Gospel of John 12:20-33 – Greeks Want to See Jesus

The triumphal entry concludes with jealousy from the Pharisees and the statement, “Look how the whole world has gone after him.” (12:19). The very next verse shows how true that statement was. Some Greeks approach Philip and ask to see Jesus. Philip and Andrew ask Jesus if this would be okay and, in typical Jesus fashion, he answers their question without appearing to answer their question. They ask if it is okay for them to come and see him and he talks about seeds falling to the ground and dying, love and hating your life, and what it means to be a disciple. A bit more than the yes or no Philip and Andrew were probably expecting.

So how is Jesus’ response to this request a response to this request? All through Jesus’ ministry in John he has talked about his ultimate glorification in the cross. That is not how we would typically think of glorification but Jesus knew what was going to happen and where it was leading. The Greeks wanted to see Jesus because of all they had heard of him but Jesus knew that miracles and teaching were not even going to compare to the events that were about to unfold. The passion week would be the ultimate fulfillment of the Pharisees’ statement in 12:19, that the whole world was going after him. Ultimately Jesus answer to their request comes in John 12:32, “But I, when I am lifted up from the earth, will draw all men to myself.” – The Greeks came to see Jesus and even though he wouldn’t go and spend time with them now, he knew that being put on the cross and again raised from the death in his resurrection would be more than the Greeks who were now there to see him could even know to ask for or experience.

So what was Jesus’ answer to their request? It was, in a round about way, “Not yet…there is something bigger and better to come that will fulfill their request and draw them into something much bigger, grander, and with bigger implications than anything they might expect.

One last note of interest in this passage is that when Jesus usually speaks cryptically like this no one gets it…not the disciples and certainly not the crowds. But they do! They know he is speaking about his death through crucifixion because they ask him how the Son of Man can both be “lifted up” and live forever (12:34).

It is strange for Jesus to turn someone away but Jesus knew there were better things in store and that ultimately if they continued to seek him out they would eventually have eternal life but first Jesus must endure the cross and walk out of the tomb alive. It also seems strange to us that the most faith building thing God can do at times is to answer us with “Not yet…wait and see.” We often experience that as a “No” but it takes faith to carry us through to the “wait and see” part. If we are willing to wait our faith can be taken to the next level. Impatience is often lethal to the maturation of our faith.

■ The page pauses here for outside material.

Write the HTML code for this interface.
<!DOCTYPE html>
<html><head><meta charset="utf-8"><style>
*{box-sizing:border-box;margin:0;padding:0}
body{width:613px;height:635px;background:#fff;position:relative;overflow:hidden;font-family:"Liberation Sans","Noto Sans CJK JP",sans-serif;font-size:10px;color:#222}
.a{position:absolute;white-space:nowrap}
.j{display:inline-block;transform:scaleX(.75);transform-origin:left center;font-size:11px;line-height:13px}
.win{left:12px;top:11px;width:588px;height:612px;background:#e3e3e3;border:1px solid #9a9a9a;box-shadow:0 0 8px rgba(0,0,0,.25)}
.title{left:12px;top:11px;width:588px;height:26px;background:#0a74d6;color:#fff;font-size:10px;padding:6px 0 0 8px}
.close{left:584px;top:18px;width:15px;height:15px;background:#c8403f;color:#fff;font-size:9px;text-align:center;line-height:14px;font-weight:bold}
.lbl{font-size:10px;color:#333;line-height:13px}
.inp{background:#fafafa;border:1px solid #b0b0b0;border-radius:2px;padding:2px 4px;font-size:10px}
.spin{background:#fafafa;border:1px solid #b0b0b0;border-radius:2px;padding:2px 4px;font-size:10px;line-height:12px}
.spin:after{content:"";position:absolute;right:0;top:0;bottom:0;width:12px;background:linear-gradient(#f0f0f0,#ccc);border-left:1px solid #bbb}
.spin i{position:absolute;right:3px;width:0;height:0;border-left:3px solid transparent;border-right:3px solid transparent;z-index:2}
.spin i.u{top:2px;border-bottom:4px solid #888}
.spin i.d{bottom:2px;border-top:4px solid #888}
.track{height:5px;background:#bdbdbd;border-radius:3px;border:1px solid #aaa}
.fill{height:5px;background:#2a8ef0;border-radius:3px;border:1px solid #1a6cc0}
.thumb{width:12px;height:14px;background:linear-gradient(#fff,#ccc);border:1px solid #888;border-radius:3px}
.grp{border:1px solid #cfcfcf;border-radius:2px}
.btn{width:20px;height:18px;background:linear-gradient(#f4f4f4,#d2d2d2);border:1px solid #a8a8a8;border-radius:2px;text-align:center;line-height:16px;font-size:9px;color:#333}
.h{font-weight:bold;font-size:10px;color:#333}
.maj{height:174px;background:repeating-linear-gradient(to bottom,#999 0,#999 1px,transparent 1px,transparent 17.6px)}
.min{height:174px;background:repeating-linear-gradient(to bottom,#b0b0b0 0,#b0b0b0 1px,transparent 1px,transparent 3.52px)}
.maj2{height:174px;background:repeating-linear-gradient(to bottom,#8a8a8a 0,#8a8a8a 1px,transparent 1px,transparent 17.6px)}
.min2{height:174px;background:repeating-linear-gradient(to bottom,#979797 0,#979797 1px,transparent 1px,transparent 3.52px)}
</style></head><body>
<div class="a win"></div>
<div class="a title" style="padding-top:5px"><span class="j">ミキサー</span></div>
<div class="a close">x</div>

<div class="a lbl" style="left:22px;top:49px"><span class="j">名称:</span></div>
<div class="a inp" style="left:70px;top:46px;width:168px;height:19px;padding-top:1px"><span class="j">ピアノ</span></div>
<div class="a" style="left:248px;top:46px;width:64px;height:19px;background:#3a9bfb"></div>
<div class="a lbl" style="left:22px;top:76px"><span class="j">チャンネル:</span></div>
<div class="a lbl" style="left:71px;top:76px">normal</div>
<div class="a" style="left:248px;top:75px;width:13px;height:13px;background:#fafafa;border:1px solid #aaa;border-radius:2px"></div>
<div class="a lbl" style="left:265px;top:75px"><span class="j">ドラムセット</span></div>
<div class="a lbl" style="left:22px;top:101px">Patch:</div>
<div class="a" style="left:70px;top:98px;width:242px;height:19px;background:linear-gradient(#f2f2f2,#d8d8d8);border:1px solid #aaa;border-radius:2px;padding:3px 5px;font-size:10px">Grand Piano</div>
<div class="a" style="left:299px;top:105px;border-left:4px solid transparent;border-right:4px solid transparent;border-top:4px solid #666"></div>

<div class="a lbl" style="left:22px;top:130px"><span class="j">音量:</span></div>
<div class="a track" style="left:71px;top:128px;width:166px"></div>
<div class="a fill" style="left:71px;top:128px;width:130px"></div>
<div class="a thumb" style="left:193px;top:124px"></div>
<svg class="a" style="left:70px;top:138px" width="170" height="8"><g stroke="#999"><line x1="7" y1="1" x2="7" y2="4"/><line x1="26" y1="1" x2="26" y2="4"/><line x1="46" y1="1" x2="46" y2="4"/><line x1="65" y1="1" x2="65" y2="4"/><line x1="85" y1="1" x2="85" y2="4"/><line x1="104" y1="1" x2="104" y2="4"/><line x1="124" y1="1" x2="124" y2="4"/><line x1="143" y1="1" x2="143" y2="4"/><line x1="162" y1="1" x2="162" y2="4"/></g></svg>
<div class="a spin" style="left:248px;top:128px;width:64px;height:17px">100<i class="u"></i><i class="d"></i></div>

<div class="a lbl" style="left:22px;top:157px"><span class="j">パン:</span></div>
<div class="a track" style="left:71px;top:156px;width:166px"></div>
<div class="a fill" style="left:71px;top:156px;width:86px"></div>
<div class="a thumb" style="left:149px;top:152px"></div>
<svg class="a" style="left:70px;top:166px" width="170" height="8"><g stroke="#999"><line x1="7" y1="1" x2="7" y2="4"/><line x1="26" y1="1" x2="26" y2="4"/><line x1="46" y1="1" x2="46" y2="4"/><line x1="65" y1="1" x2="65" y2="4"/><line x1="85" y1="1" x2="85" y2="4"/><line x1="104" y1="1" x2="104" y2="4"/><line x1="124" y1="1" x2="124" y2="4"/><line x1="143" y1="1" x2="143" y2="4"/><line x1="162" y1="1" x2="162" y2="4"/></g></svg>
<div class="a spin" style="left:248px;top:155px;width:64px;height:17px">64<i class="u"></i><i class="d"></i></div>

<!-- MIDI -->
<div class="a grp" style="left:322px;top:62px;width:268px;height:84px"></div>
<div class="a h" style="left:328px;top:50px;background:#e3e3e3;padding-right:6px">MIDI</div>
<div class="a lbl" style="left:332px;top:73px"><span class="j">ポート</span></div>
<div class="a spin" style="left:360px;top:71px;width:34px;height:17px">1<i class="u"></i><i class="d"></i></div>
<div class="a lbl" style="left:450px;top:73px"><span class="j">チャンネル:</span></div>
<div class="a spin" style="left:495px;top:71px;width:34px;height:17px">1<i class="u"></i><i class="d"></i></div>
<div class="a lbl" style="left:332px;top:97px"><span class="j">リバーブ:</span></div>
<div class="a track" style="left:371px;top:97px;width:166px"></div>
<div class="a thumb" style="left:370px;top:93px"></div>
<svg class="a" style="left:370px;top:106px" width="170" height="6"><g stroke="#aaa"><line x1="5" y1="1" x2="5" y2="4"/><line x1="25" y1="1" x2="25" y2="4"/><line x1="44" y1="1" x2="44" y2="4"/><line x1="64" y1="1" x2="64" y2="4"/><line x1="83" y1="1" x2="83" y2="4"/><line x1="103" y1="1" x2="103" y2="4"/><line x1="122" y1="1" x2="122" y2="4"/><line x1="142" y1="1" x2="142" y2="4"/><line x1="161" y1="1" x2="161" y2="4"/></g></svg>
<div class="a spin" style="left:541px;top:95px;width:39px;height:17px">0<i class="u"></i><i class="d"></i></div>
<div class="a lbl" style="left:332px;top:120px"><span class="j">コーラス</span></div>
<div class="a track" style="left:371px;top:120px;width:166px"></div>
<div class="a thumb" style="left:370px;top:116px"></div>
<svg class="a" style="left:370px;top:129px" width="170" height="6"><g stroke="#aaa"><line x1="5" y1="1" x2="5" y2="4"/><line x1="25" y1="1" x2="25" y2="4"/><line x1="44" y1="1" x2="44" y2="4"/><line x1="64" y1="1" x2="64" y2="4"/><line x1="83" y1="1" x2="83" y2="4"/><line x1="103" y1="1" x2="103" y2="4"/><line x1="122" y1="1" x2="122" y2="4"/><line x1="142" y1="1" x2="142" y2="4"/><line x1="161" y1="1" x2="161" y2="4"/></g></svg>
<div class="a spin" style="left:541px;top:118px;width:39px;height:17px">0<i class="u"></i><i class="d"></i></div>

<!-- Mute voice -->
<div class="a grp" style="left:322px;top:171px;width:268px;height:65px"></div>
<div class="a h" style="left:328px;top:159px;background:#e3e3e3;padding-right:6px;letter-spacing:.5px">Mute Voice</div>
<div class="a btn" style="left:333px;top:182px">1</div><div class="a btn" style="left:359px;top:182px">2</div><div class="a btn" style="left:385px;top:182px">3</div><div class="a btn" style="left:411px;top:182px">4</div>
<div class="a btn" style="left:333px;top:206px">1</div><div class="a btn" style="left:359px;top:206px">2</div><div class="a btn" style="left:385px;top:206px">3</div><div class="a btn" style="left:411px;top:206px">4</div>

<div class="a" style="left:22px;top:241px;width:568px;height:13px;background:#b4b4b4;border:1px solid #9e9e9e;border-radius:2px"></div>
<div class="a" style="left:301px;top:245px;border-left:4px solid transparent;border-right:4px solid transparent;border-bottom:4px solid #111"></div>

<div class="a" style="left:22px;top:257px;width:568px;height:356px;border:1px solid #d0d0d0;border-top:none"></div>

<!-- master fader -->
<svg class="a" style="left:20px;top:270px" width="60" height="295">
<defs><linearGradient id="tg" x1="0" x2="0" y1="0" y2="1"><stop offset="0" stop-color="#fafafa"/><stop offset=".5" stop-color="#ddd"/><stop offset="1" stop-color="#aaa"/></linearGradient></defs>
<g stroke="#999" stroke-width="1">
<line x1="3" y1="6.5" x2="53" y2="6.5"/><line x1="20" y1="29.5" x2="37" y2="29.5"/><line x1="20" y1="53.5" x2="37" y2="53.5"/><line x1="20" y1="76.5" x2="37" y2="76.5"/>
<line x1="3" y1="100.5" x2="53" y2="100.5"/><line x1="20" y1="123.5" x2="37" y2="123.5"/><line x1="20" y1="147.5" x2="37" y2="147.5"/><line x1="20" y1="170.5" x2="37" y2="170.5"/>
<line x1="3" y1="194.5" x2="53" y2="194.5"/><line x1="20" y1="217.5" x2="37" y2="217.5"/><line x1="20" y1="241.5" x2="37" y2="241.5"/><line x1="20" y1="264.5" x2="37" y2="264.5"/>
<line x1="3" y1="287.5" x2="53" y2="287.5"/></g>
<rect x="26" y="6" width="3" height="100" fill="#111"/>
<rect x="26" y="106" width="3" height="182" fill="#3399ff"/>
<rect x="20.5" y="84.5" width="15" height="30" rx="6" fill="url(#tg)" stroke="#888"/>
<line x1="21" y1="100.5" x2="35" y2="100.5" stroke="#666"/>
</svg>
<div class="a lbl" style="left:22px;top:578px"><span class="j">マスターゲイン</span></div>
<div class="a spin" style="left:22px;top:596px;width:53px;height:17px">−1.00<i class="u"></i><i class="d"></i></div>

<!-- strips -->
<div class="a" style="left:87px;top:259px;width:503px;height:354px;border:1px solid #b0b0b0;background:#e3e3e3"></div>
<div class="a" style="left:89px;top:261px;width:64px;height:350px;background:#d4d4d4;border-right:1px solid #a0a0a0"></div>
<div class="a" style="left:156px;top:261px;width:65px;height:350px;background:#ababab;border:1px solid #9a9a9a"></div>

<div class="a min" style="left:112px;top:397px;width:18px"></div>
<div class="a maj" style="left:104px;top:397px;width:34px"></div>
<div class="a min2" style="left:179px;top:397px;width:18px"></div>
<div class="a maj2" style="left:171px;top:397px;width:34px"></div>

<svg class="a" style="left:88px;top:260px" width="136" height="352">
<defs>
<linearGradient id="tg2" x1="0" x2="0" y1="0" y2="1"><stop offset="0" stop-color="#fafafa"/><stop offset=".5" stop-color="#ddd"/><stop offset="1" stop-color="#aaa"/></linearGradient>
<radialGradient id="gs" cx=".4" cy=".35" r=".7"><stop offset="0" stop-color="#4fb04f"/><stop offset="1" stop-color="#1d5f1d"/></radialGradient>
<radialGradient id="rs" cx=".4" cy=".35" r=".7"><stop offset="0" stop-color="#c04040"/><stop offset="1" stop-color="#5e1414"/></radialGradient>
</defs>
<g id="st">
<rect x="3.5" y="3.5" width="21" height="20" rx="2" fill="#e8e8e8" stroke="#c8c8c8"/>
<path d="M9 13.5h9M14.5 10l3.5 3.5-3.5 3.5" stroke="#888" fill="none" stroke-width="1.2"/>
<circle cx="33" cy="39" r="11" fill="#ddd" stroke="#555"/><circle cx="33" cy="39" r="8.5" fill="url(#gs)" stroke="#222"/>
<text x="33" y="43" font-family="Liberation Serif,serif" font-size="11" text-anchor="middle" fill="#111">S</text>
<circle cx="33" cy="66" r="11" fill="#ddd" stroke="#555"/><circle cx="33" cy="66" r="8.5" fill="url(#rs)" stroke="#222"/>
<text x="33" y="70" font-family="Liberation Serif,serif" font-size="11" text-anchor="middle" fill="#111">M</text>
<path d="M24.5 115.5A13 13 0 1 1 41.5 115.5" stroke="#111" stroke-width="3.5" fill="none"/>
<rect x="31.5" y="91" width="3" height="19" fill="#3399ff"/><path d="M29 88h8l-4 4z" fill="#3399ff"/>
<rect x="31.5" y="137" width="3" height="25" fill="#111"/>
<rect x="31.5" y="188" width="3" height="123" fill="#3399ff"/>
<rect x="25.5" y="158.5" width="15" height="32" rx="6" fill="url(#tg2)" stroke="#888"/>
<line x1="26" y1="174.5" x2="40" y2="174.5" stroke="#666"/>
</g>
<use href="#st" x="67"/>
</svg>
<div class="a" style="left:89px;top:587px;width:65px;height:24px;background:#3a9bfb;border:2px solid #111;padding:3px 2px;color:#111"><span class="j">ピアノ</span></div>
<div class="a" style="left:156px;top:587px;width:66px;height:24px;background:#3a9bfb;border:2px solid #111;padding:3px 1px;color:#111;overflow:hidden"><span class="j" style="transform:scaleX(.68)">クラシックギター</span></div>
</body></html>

The Two Most Important Dates You Never Heard Of

There are many dates that are etched into our memory. We hear July 4, 1776 and think indpendence, December 7, 1941 – Pearl Harbor, and on and on you could go. Then we have arbitrary dates that mark historical events that are difficult to date like December 25 and Christmas. But there is another date that doesn’t make the average week-at-a-glance planner. Chances are it isn’t a postal or school holiday. Even its liturgical celebration is not on a fixed day but has been placed instead on the day of the week rather than the actual calendar day. I am talking about the dates for the crucifixion and resurrection of Jesus Christ.

In Bruce Metzger’s New Testament: Background, Growth, and Content he believes the crucifixion of Jesus took place on April 7, 30, which would put his resurrection on April 9. We don’t have rock solid confirmation of this date but I think it is a pretty good guess. So there you have it, two dates that probably have the most significance in your life as a Christian that you most likely never heard the likely dates for.

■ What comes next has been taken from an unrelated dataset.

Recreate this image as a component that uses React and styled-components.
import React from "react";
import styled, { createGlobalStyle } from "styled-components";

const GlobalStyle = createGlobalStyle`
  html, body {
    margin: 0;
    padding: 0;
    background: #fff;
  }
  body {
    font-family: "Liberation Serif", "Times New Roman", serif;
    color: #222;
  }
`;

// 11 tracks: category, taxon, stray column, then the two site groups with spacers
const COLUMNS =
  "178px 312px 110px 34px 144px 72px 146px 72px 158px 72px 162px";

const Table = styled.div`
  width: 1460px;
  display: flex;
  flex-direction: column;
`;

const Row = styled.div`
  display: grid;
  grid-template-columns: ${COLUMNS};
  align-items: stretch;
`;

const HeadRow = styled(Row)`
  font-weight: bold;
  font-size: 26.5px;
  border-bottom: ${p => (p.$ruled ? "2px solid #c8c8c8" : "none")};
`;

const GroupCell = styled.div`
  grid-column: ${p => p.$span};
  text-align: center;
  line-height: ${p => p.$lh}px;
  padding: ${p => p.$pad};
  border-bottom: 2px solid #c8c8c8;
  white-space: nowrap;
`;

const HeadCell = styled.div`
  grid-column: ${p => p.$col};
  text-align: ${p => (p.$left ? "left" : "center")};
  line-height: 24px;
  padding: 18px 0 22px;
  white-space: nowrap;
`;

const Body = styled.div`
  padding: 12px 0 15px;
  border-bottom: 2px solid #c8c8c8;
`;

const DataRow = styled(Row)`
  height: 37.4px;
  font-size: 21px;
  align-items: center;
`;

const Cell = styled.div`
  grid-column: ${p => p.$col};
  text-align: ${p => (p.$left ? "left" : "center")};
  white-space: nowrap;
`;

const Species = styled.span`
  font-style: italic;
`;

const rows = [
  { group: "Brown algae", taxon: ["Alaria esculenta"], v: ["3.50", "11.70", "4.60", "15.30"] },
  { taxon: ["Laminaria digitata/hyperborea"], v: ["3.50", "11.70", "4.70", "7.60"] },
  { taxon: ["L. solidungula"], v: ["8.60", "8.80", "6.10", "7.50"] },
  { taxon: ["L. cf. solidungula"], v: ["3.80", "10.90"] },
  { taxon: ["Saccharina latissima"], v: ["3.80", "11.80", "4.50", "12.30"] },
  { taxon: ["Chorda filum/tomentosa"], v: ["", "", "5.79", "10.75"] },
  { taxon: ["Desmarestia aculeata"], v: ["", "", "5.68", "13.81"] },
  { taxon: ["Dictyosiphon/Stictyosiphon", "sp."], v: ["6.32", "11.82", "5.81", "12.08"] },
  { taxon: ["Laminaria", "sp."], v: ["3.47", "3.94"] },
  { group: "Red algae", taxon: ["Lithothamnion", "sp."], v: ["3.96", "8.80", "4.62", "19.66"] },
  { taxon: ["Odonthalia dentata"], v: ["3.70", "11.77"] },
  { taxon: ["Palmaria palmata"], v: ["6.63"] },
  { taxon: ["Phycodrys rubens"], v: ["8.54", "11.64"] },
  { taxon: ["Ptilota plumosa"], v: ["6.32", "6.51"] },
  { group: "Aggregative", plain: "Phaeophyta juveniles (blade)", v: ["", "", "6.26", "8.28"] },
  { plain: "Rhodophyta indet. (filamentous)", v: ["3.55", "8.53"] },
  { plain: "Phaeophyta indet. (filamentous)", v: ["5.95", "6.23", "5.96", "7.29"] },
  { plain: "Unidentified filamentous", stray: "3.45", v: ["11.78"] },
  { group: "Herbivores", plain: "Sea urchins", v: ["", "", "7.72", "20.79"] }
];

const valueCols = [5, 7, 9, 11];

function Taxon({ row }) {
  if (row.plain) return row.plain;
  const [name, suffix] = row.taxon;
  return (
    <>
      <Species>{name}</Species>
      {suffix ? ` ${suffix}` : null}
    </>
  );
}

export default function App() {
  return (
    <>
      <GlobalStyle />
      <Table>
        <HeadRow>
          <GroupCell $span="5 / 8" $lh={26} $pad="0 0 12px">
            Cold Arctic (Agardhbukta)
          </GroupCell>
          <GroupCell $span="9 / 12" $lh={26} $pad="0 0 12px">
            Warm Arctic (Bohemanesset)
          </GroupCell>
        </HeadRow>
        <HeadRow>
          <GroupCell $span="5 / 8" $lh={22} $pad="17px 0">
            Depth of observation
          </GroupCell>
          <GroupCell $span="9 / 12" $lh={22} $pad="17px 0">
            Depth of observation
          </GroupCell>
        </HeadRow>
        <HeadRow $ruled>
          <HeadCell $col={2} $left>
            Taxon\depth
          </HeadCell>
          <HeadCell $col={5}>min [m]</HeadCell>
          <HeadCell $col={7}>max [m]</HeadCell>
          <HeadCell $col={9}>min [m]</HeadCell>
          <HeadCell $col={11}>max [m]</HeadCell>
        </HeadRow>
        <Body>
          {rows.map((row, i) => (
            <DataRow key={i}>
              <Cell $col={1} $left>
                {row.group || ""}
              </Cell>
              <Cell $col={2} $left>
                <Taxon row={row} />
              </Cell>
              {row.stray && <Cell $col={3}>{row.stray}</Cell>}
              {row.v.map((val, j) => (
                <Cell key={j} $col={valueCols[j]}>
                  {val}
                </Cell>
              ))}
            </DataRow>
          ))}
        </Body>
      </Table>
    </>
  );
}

Did God Forsake Jesus on the Cross?

It is a claim that is heard many times from many pulpits often in during the Lord’s Supper. Matthew 27:45ff says,

From noon until three in the afternoon darkness came over all the land. About three in the afternoon Jesus cried out in a loud voice, “Eli, Eli, lema sabachtani?” (which means, “My God, my God, why have you forsaken me?”) When some of those standing there heard this, they said, “He is calling Elijah.” (TNIV)

It seems pretty clear that Jesus understood himself as forsaken by God. Why else would he make a statement like that? There may be more to this passage than meets the eye. Here in Matthew Jesus is quoting the first line from Psalm 22. Jesus was known to have quoted a line of a psalm but the context of his statement and the content of the psalm he quotes clearly indicated that he was making reference to more than the part he cites. In modern English that is called a synechdoche where one part represents the whole. In John 2:17 Jesus quotes Psalm 69:9 but is clearly making reference to the entire psalm. That sets a precedent for Jesus using that style of speech at other times. But that alone is not significant enough.

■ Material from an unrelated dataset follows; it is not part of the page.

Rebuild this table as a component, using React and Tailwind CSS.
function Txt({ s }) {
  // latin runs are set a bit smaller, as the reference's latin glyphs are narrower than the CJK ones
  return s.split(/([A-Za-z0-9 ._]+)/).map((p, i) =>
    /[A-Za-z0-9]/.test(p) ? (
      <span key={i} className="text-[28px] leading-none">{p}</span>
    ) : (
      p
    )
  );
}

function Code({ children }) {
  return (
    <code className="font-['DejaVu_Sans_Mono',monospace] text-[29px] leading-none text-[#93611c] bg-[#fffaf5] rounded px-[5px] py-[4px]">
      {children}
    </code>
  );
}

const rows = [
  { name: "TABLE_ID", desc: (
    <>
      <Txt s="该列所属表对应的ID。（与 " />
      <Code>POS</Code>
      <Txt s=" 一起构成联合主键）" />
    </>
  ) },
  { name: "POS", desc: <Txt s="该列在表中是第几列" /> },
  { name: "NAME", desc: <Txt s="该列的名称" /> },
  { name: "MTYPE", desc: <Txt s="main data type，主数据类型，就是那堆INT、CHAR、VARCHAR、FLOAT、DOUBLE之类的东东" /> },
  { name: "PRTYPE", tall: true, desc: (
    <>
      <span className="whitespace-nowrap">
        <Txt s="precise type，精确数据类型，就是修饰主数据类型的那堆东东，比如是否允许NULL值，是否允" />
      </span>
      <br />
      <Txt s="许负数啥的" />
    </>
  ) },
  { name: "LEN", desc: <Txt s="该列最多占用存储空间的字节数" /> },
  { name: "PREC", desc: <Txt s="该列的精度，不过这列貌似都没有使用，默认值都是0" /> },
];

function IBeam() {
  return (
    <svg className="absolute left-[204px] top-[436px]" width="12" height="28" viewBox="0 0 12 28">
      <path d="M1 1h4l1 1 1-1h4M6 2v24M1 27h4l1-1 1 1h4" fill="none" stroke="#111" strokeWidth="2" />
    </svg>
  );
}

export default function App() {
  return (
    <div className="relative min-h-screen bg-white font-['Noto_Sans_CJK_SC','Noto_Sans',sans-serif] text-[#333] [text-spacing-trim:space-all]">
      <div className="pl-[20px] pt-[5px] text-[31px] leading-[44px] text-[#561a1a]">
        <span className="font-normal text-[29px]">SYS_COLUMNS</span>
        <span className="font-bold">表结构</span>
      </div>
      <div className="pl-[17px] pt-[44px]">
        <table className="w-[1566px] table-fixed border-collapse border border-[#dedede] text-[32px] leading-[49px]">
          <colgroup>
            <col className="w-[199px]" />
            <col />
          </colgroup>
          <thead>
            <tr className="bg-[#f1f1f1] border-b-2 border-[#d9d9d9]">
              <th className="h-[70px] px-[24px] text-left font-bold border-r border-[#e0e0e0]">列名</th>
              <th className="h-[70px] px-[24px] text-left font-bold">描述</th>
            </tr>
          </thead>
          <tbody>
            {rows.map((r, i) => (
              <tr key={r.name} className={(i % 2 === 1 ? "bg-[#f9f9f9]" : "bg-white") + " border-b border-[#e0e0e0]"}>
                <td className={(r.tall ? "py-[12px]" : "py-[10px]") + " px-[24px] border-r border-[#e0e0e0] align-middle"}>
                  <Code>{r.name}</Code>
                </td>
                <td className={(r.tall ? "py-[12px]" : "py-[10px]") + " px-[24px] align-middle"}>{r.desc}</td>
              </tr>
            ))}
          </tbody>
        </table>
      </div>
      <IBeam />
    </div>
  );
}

Are there any markers in content of the gospels or the content/context of this psalm that might point to Jesus not being forsaken by God?


The gospel is very clear that Jesus and God were unified. In John 10:20 Jesus said, “I and the Father are one.” In John 15:10 Jesus said, “If you obey my commands, you will remain in my love, just as I have obeyed my Father’s commands and remain in his love.” Clearly on the cross Jesus was being obedient to his Father’s commands. It would seem that in doing so Jesus would remain in God’s love.

On the other hand, refer back to the previous post on Galatians 3 to see that in essence Jesus could have been under a curse on the cross that put him outside of the covenant community temporarily but was restored through the resurrection.

Psalm 22:

There is evidence from the psalm itself that Christ was not forsaken on the cross. When you look at this psalm you notice that the the first 21 verses have many parallels to Jesus and his situation on the cross:

  • Being mocked and having insults hurled at him
  • No one to help
  • Surrounded
  • Poured out like water
  • pierced his hands and feet
  • Divide his clothes and cast lots for his garments

But can we say that the parallels between Jesus and the psalmist stop at verse 21? Could it be that Jesus only made reference to these verses but not what follows? Psalm 22:24 says,

“For he has not despised or disdained
the suffering of the afflicted one;
he has not hidden his face from him
but has listened to his cry for help.”

Could it be that Jesus made reference to this verse as well using the same style of speaking as he did in citing Psalm 69:9 in John? So many have made the claim that God “turned his back on Jesus” or “turned his face from Jesus” but the rest of Psalm 22 states exactly the opposite of the Psalmist, “he has not hidden his face from him but has listened to his cry for help.” Ultimately through the resurrection we find that God did not forsake Jesus. Is he forsaken if only forsaken for a moment? How does this fit with Galatians 3 and the curse of the law?